The U.S. District Court examined whether the bankruptcy court had subject matter jurisdiction over the Stay Motion and concluded that it did. It noted that bankruptcy judges possess the authority to hear and determine all cases under Title 11, including core proceedings that affect the validity and priority of liens. The court pointed out that the Stay Order directly concerned the lien held by Wells Fargo, classifying it as a core proceeding under 28 U.S.C. § 157(b). The reference to a state statute within the Stay Motion did not diminish the bankruptcy court's jurisdiction, as the jurisdictional determination is not solely based on state law implications. Furthermore, the court emphasized that procedural rules governing bankruptcy proceedings do not inherently dictate jurisdictional limits. Citing a precedent, the court reinforced that even if the bankruptcy rules prescribed a specific procedural requirement for determining lien validity, such requirements are not jurisdictional. This analysis confirmed that the bankruptcy court was well within its rights to issue the Stay Order, thereby supporting the rationale for denying Wells Fargo's motion.

Due Process Considerations

The U.S. District Court addressed Wells Fargo's claims of due process violations regarding the notice of the Stay Motion and the method of service used. The court referred to the established principle that due process requires notice that is reasonably calculated to inform interested parties of legal proceedings that may affect their rights. It found that Wells Fargo had received adequate notice through both the electronic service to its attorney and the subsequent Final Report and Account, which indicated the cancellation of its lien. The court underscored that Wells Fargo had consented to the electronic service method when its attorney filed a notice of appearance, which waived the right to receive notice by traditional means. The court further clarified that while Wells Fargo argued that the absence of an adversary proceeding constituted a due process violation, the relevant case law indicated that such procedural deficiencies did not equate to a constitutional infringement. The court concluded that the notice provided was sufficient and that Wells Fargo's failure to act on this notice could not be construed as a violation of due process rights.

Timeliness of Wells Fargo's Motion

The court assessed the issue of timeliness regarding Wells Fargo's motion and found it lacking.
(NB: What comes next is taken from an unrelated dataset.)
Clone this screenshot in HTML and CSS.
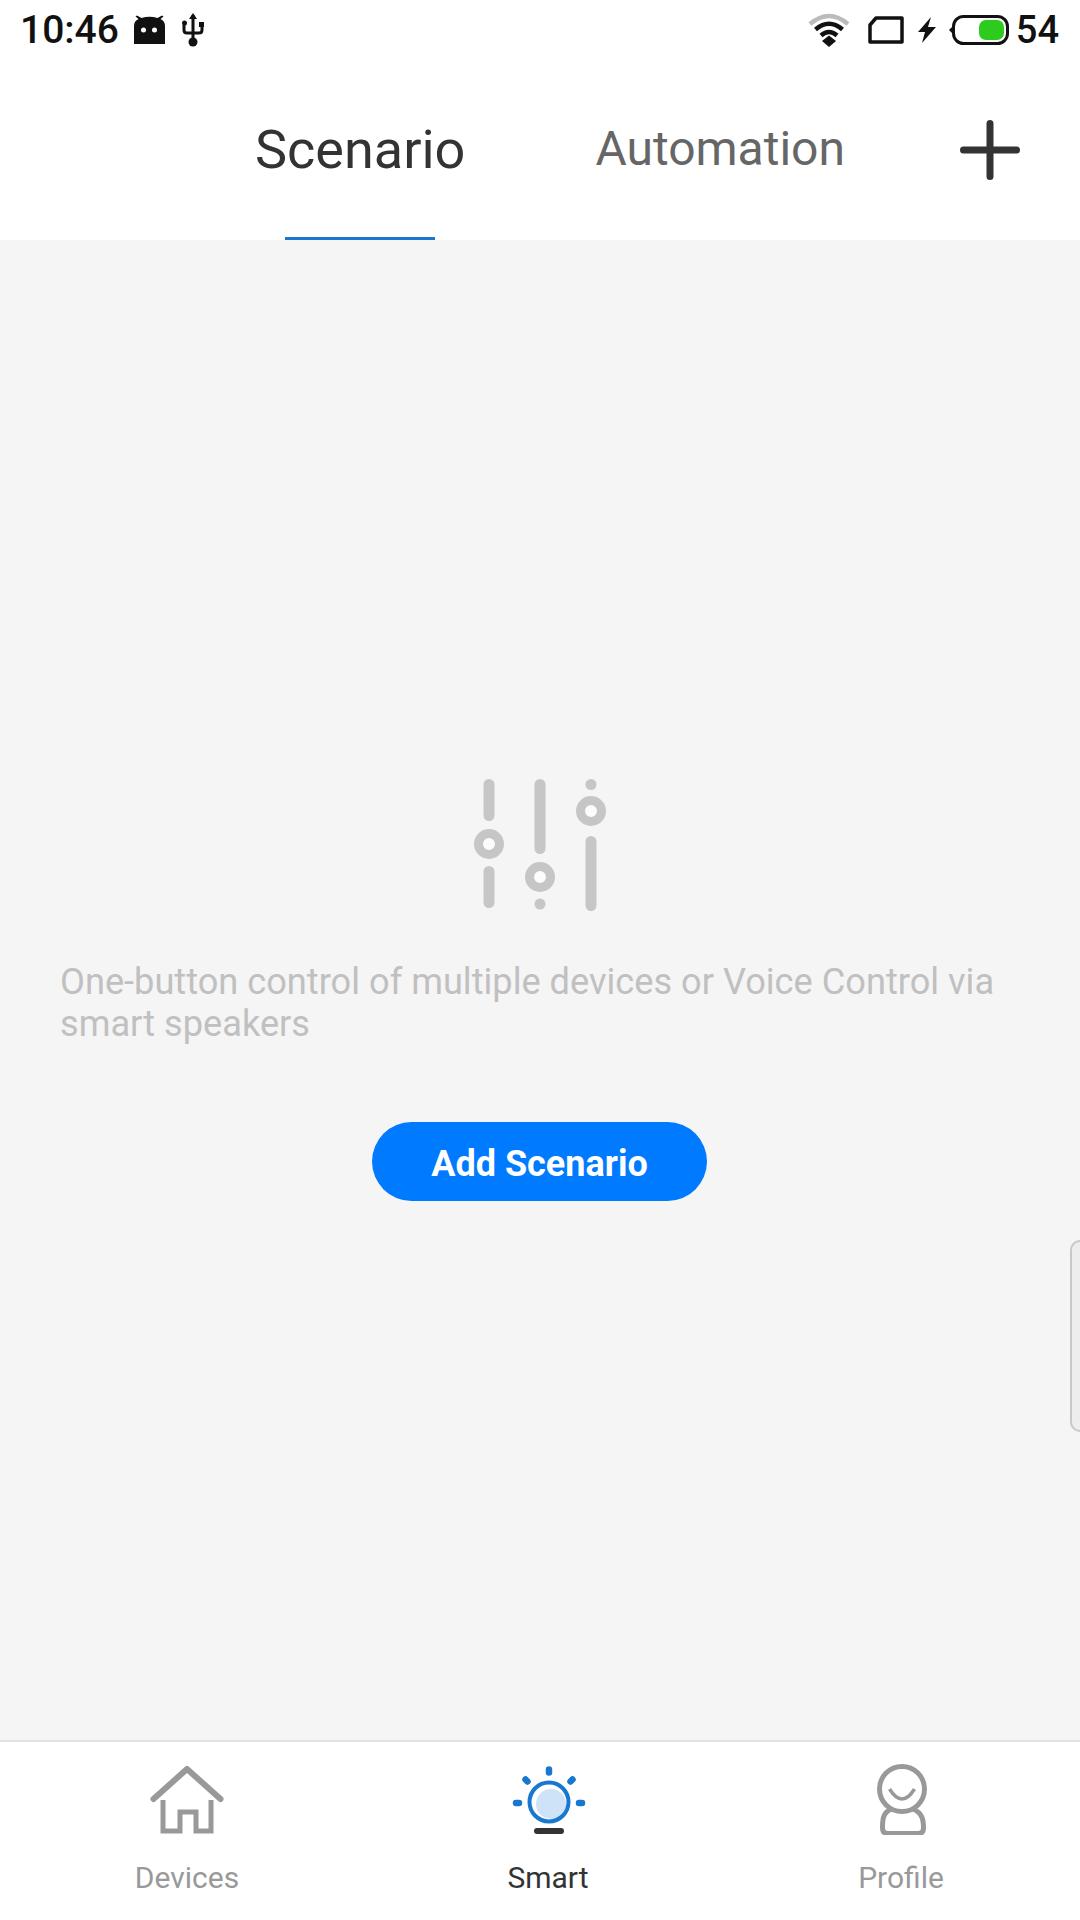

The motion was filed over two years after the entry of the Stay Order, which the bankruptcy court deemed excessively delayed. In determining the timeliness of motions under Rule 60, courts typically require that the party seeking relief must act within a reasonable timeframe after the order was issued. Wells Fargo argued that it was unaware of the Stay Order’s impact until much later; however, the court noted that Wells Fargo had been notified of the order and its implications multiple times. The court highlighted that the lengthy delay in filing the motion undermined Wells Fargo’s claims of urgency or necessity for relief. This significant lapse in time contributed to the court's conclusion that the motion could not be considered timely, reinforcing the bankruptcy court's decision.

Potential Prejudice to Third Parties

The U.S. District Court also considered the potential prejudice that granting Wells Fargo’s motion would impose on AMH, the third-party purchaser of the property. The court recognized that AMH had acquired the property in reliance on the validity of the Stay Order, which had canceled Wells Fargo's deed of trust. Allowing Wells Fargo to set aside the Stay Order would jeopardize AMH's ownership and investment in the property, creating significant disruption. The court emphasized that protecting the rights of innocent third parties is an important consideration in bankruptcy proceedings. The risk of harm to AMH was a critical factor in the court's reasoning, as it maintained that preserving the stability of property ownership must be weighed against the interests of a party that failed to act in a timely manner. This consideration of prejudice to AMH ultimately supported the court's decision to affirm the bankruptcy court's ruling, as it deemed the potential consequences of granting relief to Wells Fargo to be unacceptable.